How to Find Your Best Blush Color: Key Factors That Actually Matter 🎨
Finding a flattering blush color isn't about following a single "rule"—it depends on several factors that work together. This guide explains what those factors are, how they interact, and what you'd need to assess to find shades that work for your skin.
The Main Factors That Influence Blush Color
Skin undertone is often the starting point. Undertones—the subtle hue beneath your skin's surface—typically fall into these categories:
- Warm undertones (golden, peachy, or orange-leaning) often harmonize with blush colors in warm families: warm pinks, peaches, coral, warm reds, and brick tones.
- Cool undertones (pink, red, or blue-leaning) often pair well with cool-toned blush: berry, mauve, cool pink, cool red, and plum shades.
- Neutral undertones (a balanced mix) typically have flexibility across both warm and cool palettes, though certain shades may still feel more or less cohesive.
Determining your undertone involves looking at your veins, how gold versus silver jewelry appears on your skin, and which colors naturally make your complexion look brighter or duller.
Skin depth (how light or dark your complexion is) also matters significantly. Blush needs enough contrast to show up on skin but shouldn't look jarring or disconnected. Deeper skin tones often need more saturated or pigmented blush to register visibly, while lighter skin may be affected more by subtle shifts in shade.
Additional Variables
Natural coloring—your hair, eye, and eyebrow color—creates an overall color story. Blush works best when it feels like part of that palette rather than fighting against it.
Personal preference is real and valid. Some people feel more confident in warm tones; others gravitate toward cooler shades regardless of undertone guidelines. Your comfort and confidence matter.
Finish and texture (matte, shimmer, satin, cream, or powder) interact with color perception. The same shade in matte and shimmer finishes can read differently on skin, and texture affects how blush blends and lasts.
Lighting conditions affect how any blush appears. Indoor, outdoor, natural, and artificial light all shift color perception, which is why swatching in multiple lighting scenarios helps.

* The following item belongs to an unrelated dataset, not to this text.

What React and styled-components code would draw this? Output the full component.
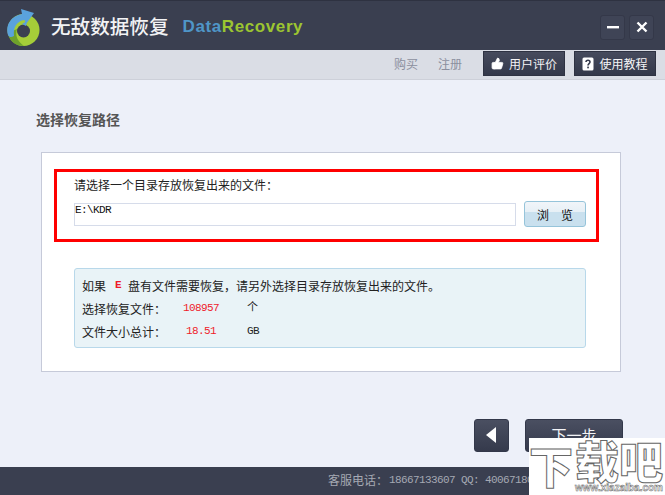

How to Assess Your Own Match
Rather than relying on a quiz alone, test blush colors by:
- Identifying your undertone using the vein test, metal preference test, or comparing your skin against color swatches.
- Noting your skin depth and considering whether you typically need saturated or subtle pigments to see color payoff.
- Swatching in multiple lights—natural daylight, indoor lighting, and mirrors at different angles all reveal how a shade reads on you.
- Blending shades into your skin, not just looking at them on the back of your hand, since application changes perception.
- Considering your overall coloring—hair, eyes, and natural flush tone—to see if a shade feels cohesive or disconnected.
The Reality of Color Matching
No two people's skin is identical, and what works for someone with your undertone but a different depth, natural coloring, or preference may not work the same way for you. General guidelines about undertone are useful starting points, not absolute rules.
The most reliable method is direct testing on your own skin across different conditions. Many beauty retailers and counters offer samples or return policies, which let you test colors in your own lighting and over several days—far more useful than a quiz result.